[Stored entries]
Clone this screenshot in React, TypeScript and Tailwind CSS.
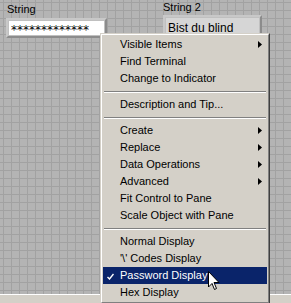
type Item =
  | { kind: "item"; label: string; sub?: boolean; checked?: boolean; active?: boolean }
  | { kind: "sep" };

const items: Item[] = [
  { kind: "item", label: "Visible Items", sub: true },
  { kind: "item", label: "Find Terminal" },
  { kind: "item", label: "Change to Indicator" },
  { kind: "sep" },
  { kind: "item", label: "Description and Tip..." },
  { kind: "sep" },
  { kind: "item", label: "Create", sub: true },
  { kind: "item", label: "Replace", sub: true },
  { kind: "item", label: "Data Operations", sub: true },
  { kind: "item", label: "Advanced", sub: true },
  { kind: "item", label: "Fit Control to Pane" },
  { kind: "item", label: "Scale Object with Pane" },
  { kind: "sep" },
  { kind: "item", label: "Normal Display" },
  { kind: "item", label: "'\\' Codes Display" },
  { kind: "item", label: "Password Display", checked: true, active: true },
  { kind: "item", label: "Hex Display" },
];

function Arrow() {
  return (
    <svg width="4" height="7" viewBox="0 0 4 7" className="ml-auto mr-[5px]">
      <path d="M0 0 L4 3.5 L0 7 Z" fill="#000" />
    </svg>
  );
}

function Check() {
  return (
    <svg width="7" height="7" viewBox="0 0 7 7" className="absolute left-[4px] top-[6px]">
      <path d="M0.5 4 L2.5 6 L6.5 1" stroke="#fff" strokeWidth="1.4" fill="none" />
    </svg>
  );
}

function Cursor() {
  return (
    <svg width="12" height="20" viewBox="0 0 12 20" className="absolute left-[208px] top-[271px]">
      <path
        d="M0.5 0.5 L0.5 16 L4 12.5 L6.5 18.5 L8.5 17.5 L6 11.5 L11 11.5 Z"
        fill="#fff"
        stroke="#000"
        strokeWidth="1"
      />
    </svg>
  );
}

export default function App() {
  return (
    <div className="relative flex h-[303px] w-[291px] flex-col overflow-hidden font-['Liberation_Sans',Arial,sans-serif] text-[11px] leading-none text-black">
      {/* front panel */}
      <div className="flex flex-1 items-start bg-[#b4b4b4] bg-[linear-gradient(to_right,#a2a2a2_1px,transparent_1px),linear-gradient(to_bottom,#a2a2a2_1px,transparent_1px)] bg-[size:8px_8px] bg-[position:3px_2px]">
        {/* String control */}
        <div className="ml-[6px] mt-[4px] flex flex-col">
          <div className="h-[14px] pl-[1px]">String</div>
          <div className="h-[20px] w-[101px] border-2 border-b-[#8c8c8c] border-l-[#c8c8c8] border-r-[#8c8c8c] border-t-[#c8c8c8] bg-[#c0c0c0] p-[1px]">
            <div className="flex h-full items-center bg-white pl-[2px] pt-[3px] font-['DejaVu_Sans',sans-serif] text-[12px]">
              *************
            </div>
          </div>
        </div>

        {/* String 2 indicator */}
        <div className="ml-[56px] mt-[2px] flex flex-col">
          <div className="h-[13px]">String 2</div>
          <div className="h-[22px] w-[99px] border-2 border-b-[#8c8c8c] border-l-[#c8c8c8] border-r-[#8c8c8c] border-t-[#c8c8c8] bg-[#c0c0c0] p-[1px]">
            <div className="h-full bg-[#d6d6d6] pl-[2px] pt-[4px] text-[12px]">Bist du blind</div>
          </div>
        </div>
      </div>

      {/* status bar */}
      <div className="h-[9px] border-t border-white bg-[#d4d0c8]" />

      {/* context menu */}
      <div className="absolute left-[100px] top-[33px] w-[170px] border border-b-[#404040] border-l-[#d4d0c8] border-r-[#404040] border-t-[#d4d0c8] bg-[#d4d0c8]">
        <div className="flex flex-col border border-b-[#808080] border-l-white border-r-[#808080] border-t-white p-[1px]">
          {items.map((it, i) =>
            it.kind === "sep" ? (
              <div key={i} className="flex h-[9px] items-center px-[1px]">
                <div className="h-[2px] w-full border-b border-t border-b-white border-t-[#808080]" />
              </div>
            ) : (
              <div
                key={i}
                className={
                  it.active
                    ? "relative flex h-[17px] items-center bg-[#0a246a] pl-[17px] text-white"
                    : "relative flex h-[17px] items-center pl-[17px]"
                }
              >
                {it.checked && <Check />}
                <span>{it.label}</span>
                {it.sub && <Arrow />}
              </div>
            )
          )}
        </div>
      </div>

      <Cursor />
    </div>
  );
}
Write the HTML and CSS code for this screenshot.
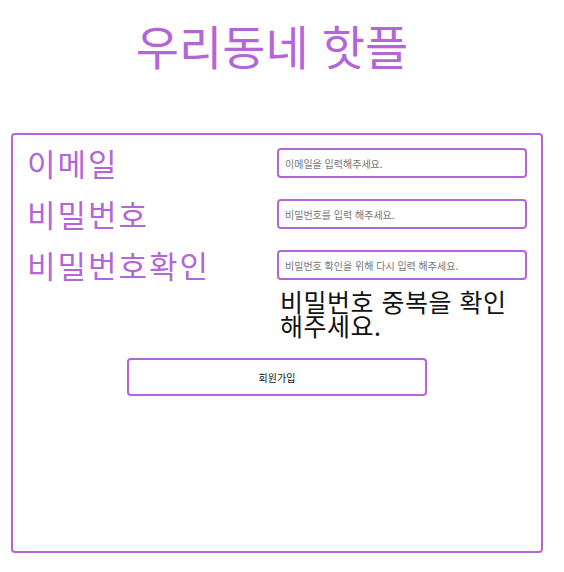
FILE: index.html
```html
<!DOCTYPE html>
<html lang="ko">
<head>
<meta charset="utf-8">
<title>우리동네 핫플 - 회원가입</title>
<link rel="stylesheet" href="styles.css">
</head>
<body>
<h1 class="title">우리동네 핫플</h1>
<form class="signup">
  <div class="row">
    <label class="label" for="email">이메일</label>
    <input class="field" id="email" type="text" placeholder="이메일을 입력해주세요.">
  </div>
  <div class="row">
    <label class="label" for="pw">비밀번호</label>
    <input class="field" id="pw" type="password" placeholder="비밀번호를 입력 해주세요.">
  </div>
  <div class="row">
    <label class="label" for="pw2">비밀번호확인</label>
    <input class="field" id="pw2" type="password" placeholder="비밀번호 확인을 위해 다시 입력 해주세요.">
  </div>
  <div class="row">
    <span class="label-spacer"></span>
    <p class="message">비밀번호 중복을 확인 해주세요.</p>
  </div>
  <div class="actions">
    <button class="submit" type="button">회원가입</button>
  </div>
</form>
</body>
</html>
```
FILE: styles.css
```css
html, body {
  margin: 0;
  padding: 0;
  background: #fff;
}

body {
  font-family: "Noto Sans CJK KR", "Noto Sans", sans-serif;
  padding: 0 0 0 11px;
  width: 532px;
}

.title {
  margin: 0;
  padding-top: 12px;
  height: 133px;
  box-sizing: border-box;
  text-align: center;
  font-size: 47px;
  font-weight: 400;
  line-height: 66px;
  color: #b466d8;
  padding-right: 10px;
}

.signup {
  box-sizing: border-box;
  width: 532px;
  height: 420px;
  border: 2px solid #b466d8;
  border-radius: 4px;
  padding: 13px 14px 0 14px;
  display: flex;
  flex-direction: column;
  gap: 21px;
}

.row {
  display: flex;
  align-items: flex-start;
}

.label,
.label-spacer {
  box-sizing: border-box;
  width: 250px;
  flex: none;
  font-size: 31px;
  letter-spacing: 2px;
  line-height: 30px;
  height: 30px;
  color: #b466d8;
  white-space: nowrap;
}

.label-spacer {
  height: 0;
}

.field {
  box-sizing: border-box;
  width: 250px;
  height: 30px;
  margin: 0;
  border: 2px solid #b466d8;
  border-radius: 4px;
  padding: 0 6px;
  font-family: "Noto Sans CJK KR", "Noto Sans", sans-serif;
  font-size: 10px;
  color: #333;
  background: #fff;
  outline: none;
}

.field::placeholder {
  color: #777;
}

.message {
  margin: -12px 0 0 3px;
  width: 250px;
  font-size: 25px;
  line-height: 24px;
  letter-spacing: 0.5px;
  color: #111;
  word-break: keep-all;
}

.actions {
  display: flex;
  justify-content: center;
  margin-top: 0;
}

.submit {
  box-sizing: border-box;
  width: 300px;
  height: 38px;
  border: 2px solid #b466d8;
  border-radius: 4px;
  background: #fff;
  font-family: "Noto Sans CJK KR", "Noto Sans", sans-serif;
  font-size: 10px;
  color: #111;
  padding: 0;
}
```
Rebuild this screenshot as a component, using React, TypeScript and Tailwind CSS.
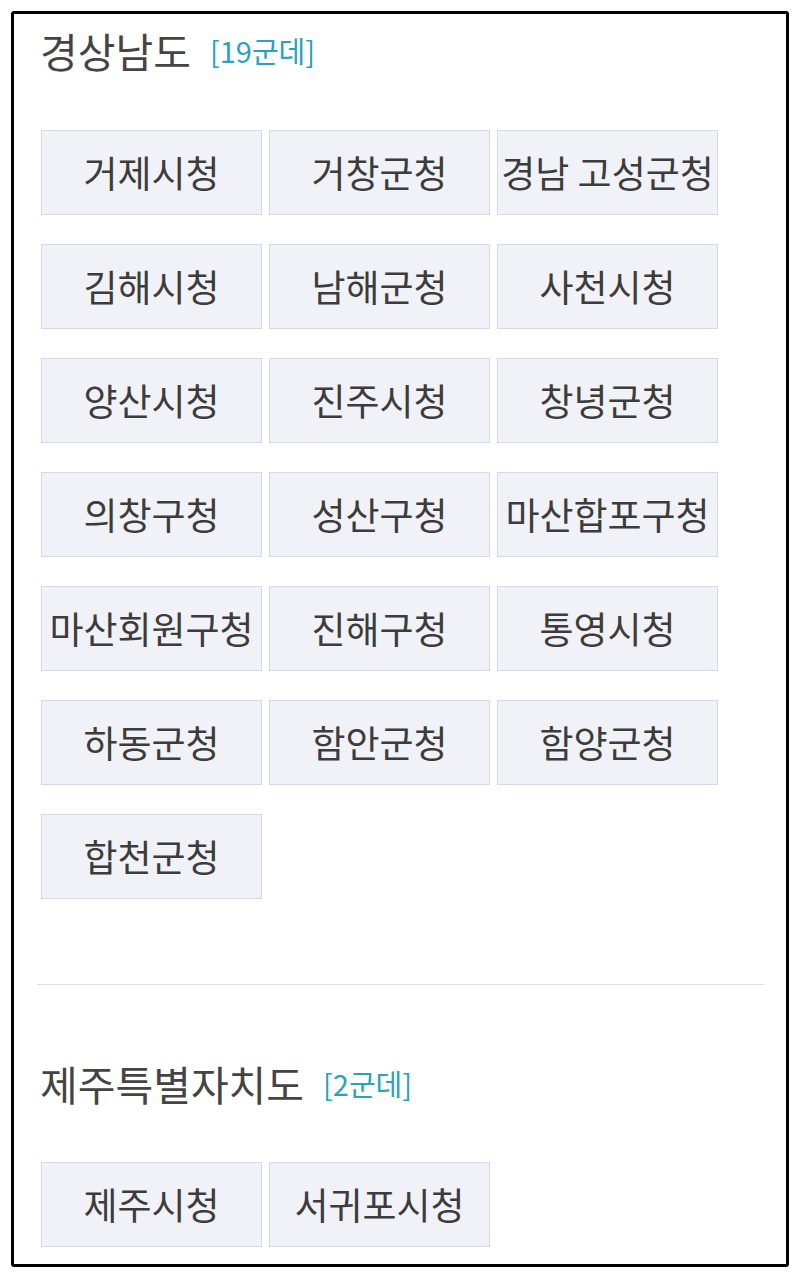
import React from "react";

const gyeongnam = [
  "거제시청", "거창군청", "경남 고성군청",
  "김해시청", "남해군청", "사천시청",
  "양산시청", "진주시청", "창녕군청",
  "의창구청", "성산구청", "마산합포구청",
  "마산회원구청", "진해구청", "통영시청",
  "하동군청", "함안군청", "함양군청",
  "합천군청",
];
const jeju = ["제주시청", "서귀포시청"];

function Btn({ label }: { label: string }) {
  return (
    <div className="h-[85px] w-[221px] flex items-center justify-center bg-[#f1f2f8] border border-[#d5d8e8] text-[37px] leading-none text-[#3c3c3c] whitespace-nowrap">
      {label}
    </div>
  );
}

function Title({ name, count }: { name: string; count: string }) {
  return (
    <div className="flex items-center h-[40px] pl-[3px]">
      <span className="text-[41px] leading-none text-[#444444]">{name}</span>
      <span className="ml-[19px] text-[29px] leading-none text-[#2ba2b7]">{count}</span>
    </div>
  );
}

export default function App() {
  return (
    <div className="bg-white p-[11px]" style={{ fontFamily: '"Noto Sans CJK KR", "Noto Sans", sans-serif' }}>
      <div className="border-[3px] border-black rounded-[3px] bg-white pl-[23px] pr-[22px] pt-[16px] pb-[17px]">
        <Title name="경상남도" count="[19군데]" />
        <div className="mt-[60px] pl-[4px] grid grid-cols-[221px_221px_221px] gap-x-[7px] gap-y-[29px]">
          {gyeongnam.map((g) => (
            <Btn key={g} label={g} />
          ))}
        </div>
        <div className="mt-[85px] h-px bg-[#dcdde4]" />
        <div className="mt-[78px]">
          <Title name="제주특별자치도" count="[2군데]" />
        </div>
        <div className="mt-[59px] pl-[4px] grid grid-cols-[221px_221px_221px] gap-x-[7px]">
          {jeju.map((g) => (
            <Btn key={g} label={g} />
          ))}
        </div>
      </div>
    </div>
  );
}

◆ PROBLEM DETAILS: Copy out every line from the material above in which the word "React" appears.

◆ RESPONSE TO THE EXERCISE:
Clone this screenshot in React, TypeScript and Tailwind CSS.
Rebuild this screenshot as a component, using React, TypeScript and Tailwind CSS.
import React from "react";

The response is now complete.